Learning collision risk proactively from naturalistic driving data at scale
Yiru Jiao (TU Delft - Traffic Systems Engineering)
Simeon C. Calvert (TU Delft - Traffic Systems Engineering)
Sander van Cranenburgh (TU Delft - Transport and Logistics)
Hans van Lint (TU Delft - Traffic Systems Engineering)
More Info
expand_more
Other than for strictly personal use, it is not permitted to download, forward or distribute the text or part of it, without the consent of the author(s) and/or copyright holder(s), unless the work is under an open content license such as Creative Commons.
Abstract
Accurately and proactively alerting drivers or automated systems to emerging collisions is crucial for road safety, particularly in highly interactive and complex urban environments.
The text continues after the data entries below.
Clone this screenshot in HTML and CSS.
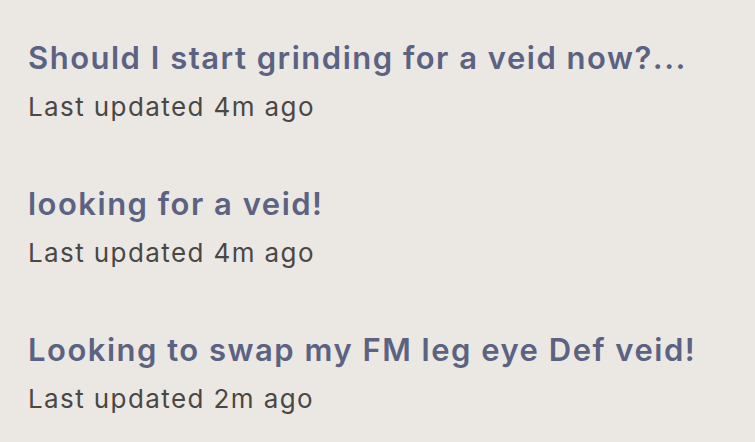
FILE: index.html
```html
<!DOCTYPE html>
<html>
<head>
<meta charset="utf-8">
<link rel="stylesheet" href="styles.css">
</head>
<body>
<ul class="list">
  <li class="item">
    <div class="title">Should I start grinding for a veid now?...</div>
    <div class="meta">Last updated 4m ago</div>
  </li>
  <li class="item">
    <div class="title">looking for a veid!</div>
    <div class="meta">Last updated 4m ago</div>
  </li>
  <li class="item">
    <div class="title">Looking to swap my FM leg eye Def veid!</div>
    <div class="meta">Last updated 2m ago</div>
  </li>
</ul>
</body>
</html>
```

FILE: styles.css
```css
html, body {
  margin: 0;
  padding: 0;
  background: #ebe8e3;
  height: 100%;
  overflow: hidden;
}
.list {
  list-style: none;
  margin: 0;
  padding: 38px 0 0 28px;
  display: flex;
  flex-direction: column;
  gap: 60px;
  font-family: Inter, "Open Sans", sans-serif;
}
.item {
  display: flex;
  flex-direction: column;
  gap: 12px;
}
.title {
  font-size: 31px;
  font-weight: 600;
  color: #5b6282;
  line-height: 40px;
  letter-spacing: 1.5px;
  white-space: nowrap;
}
.meta {
  font-size: 26px;
  font-weight: 400;
  color: #4a4744;
  line-height: 34px;
  letter-spacing: 1.4px;
  white-space: nowrap;
}
```
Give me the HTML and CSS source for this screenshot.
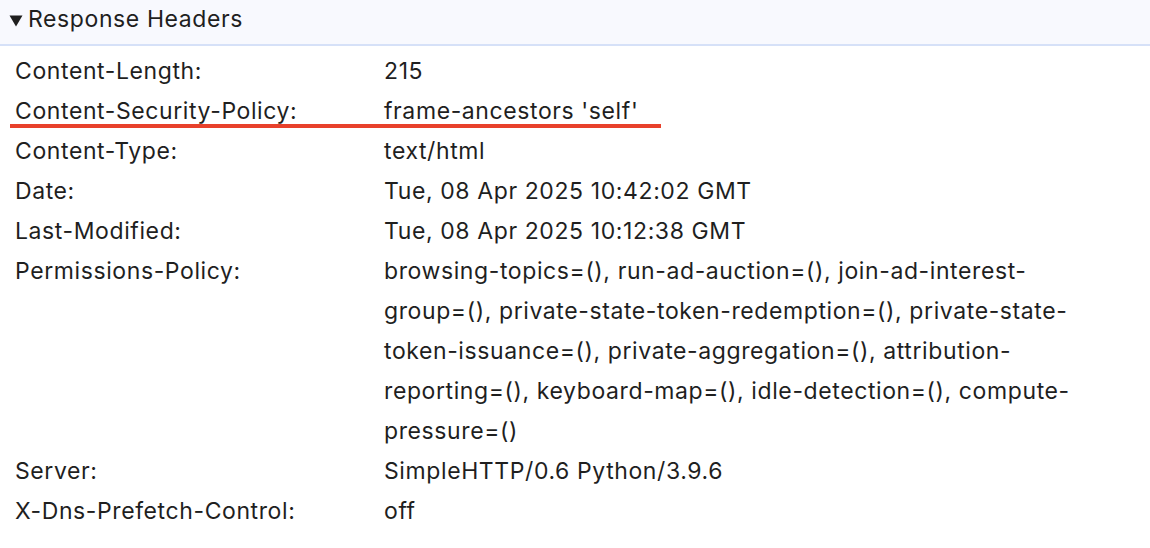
FILE: index.html
```html
<!DOCTYPE html>
<html>
<head>
<meta charset="utf-8">
<link rel="stylesheet" href="styles.css">
</head>
<body>
<section class="panel">
  <div class="panel-header">
    <svg class="caret" width="14" height="12" viewBox="0 0 14 12"><path d="M0.5 0.5 H13.5 L7 11.5 Z" fill="#1f1f1f"/></svg>
    <span class="panel-title">Response Headers</span>
  </div>
  <div class="rows">
    <div class="row"><div class="key">Content-Length:</div><div class="val">215</div></div>
    <div class="row marked"><div class="key">Content-Security-Policy:</div><div class="val">frame-ancestors 'self'</div></div>
    <div class="row"><div class="key">Content-Type:</div><div class="val">text/html</div></div>
    <div class="row"><div class="key">Date:</div><div class="val">Tue, 08 Apr 2025 10:42:02 GMT</div></div>
    <div class="row"><div class="key">Last-Modified:</div><div class="val">Tue, 08 Apr 2025 10:12:38 GMT</div></div>
    <div class="row"><div class="key">Permissions-Policy:</div><div class="val wrap">browsing-topics=(), run-ad-auction=(), join-ad-interest-group=(), private-state-token-redemption=(), private-state-token-issuance=(), private-aggregation=(), attribution-reporting=(), keyboard-map=(), idle-detection=(), compute-pressure=()</div></div>
    <div class="row"><div class="key">Server:</div><div class="val">SimpleHTTP/0.6 Python/3.9.6</div></div>
    <div class="row"><div class="key">X-Dns-Prefetch-Control:</div><div class="val">off</div></div>
  </div>
</section>
</body>
</html>
```

FILE: styles.css
```css
html, body {
  margin: 0;
  padding: 0;
  background: #ffffff;
}
body {
  font-family: Inter, "Open Sans", "Liberation Sans", sans-serif;
  font-size: 23px;
  letter-spacing: 0.6px;
  color: #1f1f1f;
}
.panel {
  width: 1150px;
}
.panel-header {
  height: 38px;
  padding-bottom: 6px;
  background: #f8f9fe;
  border-bottom: 2px solid #d6e1f8;
  display: flex;
  align-items: center;
  padding-left: 9px;
}
.caret {
  display: block;
  margin-right: 5px;
  margin-top: 3px;
}
.panel-title {
  line-height: 38px;
}
.rows {
  padding-top: 5px;
}
.row {
  display: grid;
  grid-template-columns: 369px 1fr;
  padding-left: 15px;
  line-height: 40px;
}
.val.wrap {
  max-width: 700px;
}
.row.marked {
  position: relative;
}
.row.marked::after {
  content: "";
  position: absolute;
  left: 10px;
  top: 33px;
  width: 651px;
  height: 4px;
  background: #e8412b;
}
```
Existing methods require labour-intensive annotation of sparse risk, struggle to consider varying contextual factors or are tailored to limited scenarios. Here we present the generalized surrogate safety measure (GSSM), a data-driven approach that learns collision risk from naturalistic driving without the need for crash or risk labels. Trained on diverse datasets and evaluated on 2,591 real-world crashes and near-crashes, a basic GSSM using only instantaneous motion kinematics achieves an area under the precision–recall curve of 0.9 and secures a median time advance of 2.6 s to prevent potential collisions. Incorporating more interaction patterns and contextual factors provides further performance gains. Across interaction scenarios, such as rear end, merging and turning, GSSM consistently outperforms existing baselines in terms of accuracy and timeliness. These results establish GSSM as a scalable, context-aware and generalizable foundation for identifying risky interactions before they become unavoidable and support proactive safety in autonomous driving systems and traffic incident management.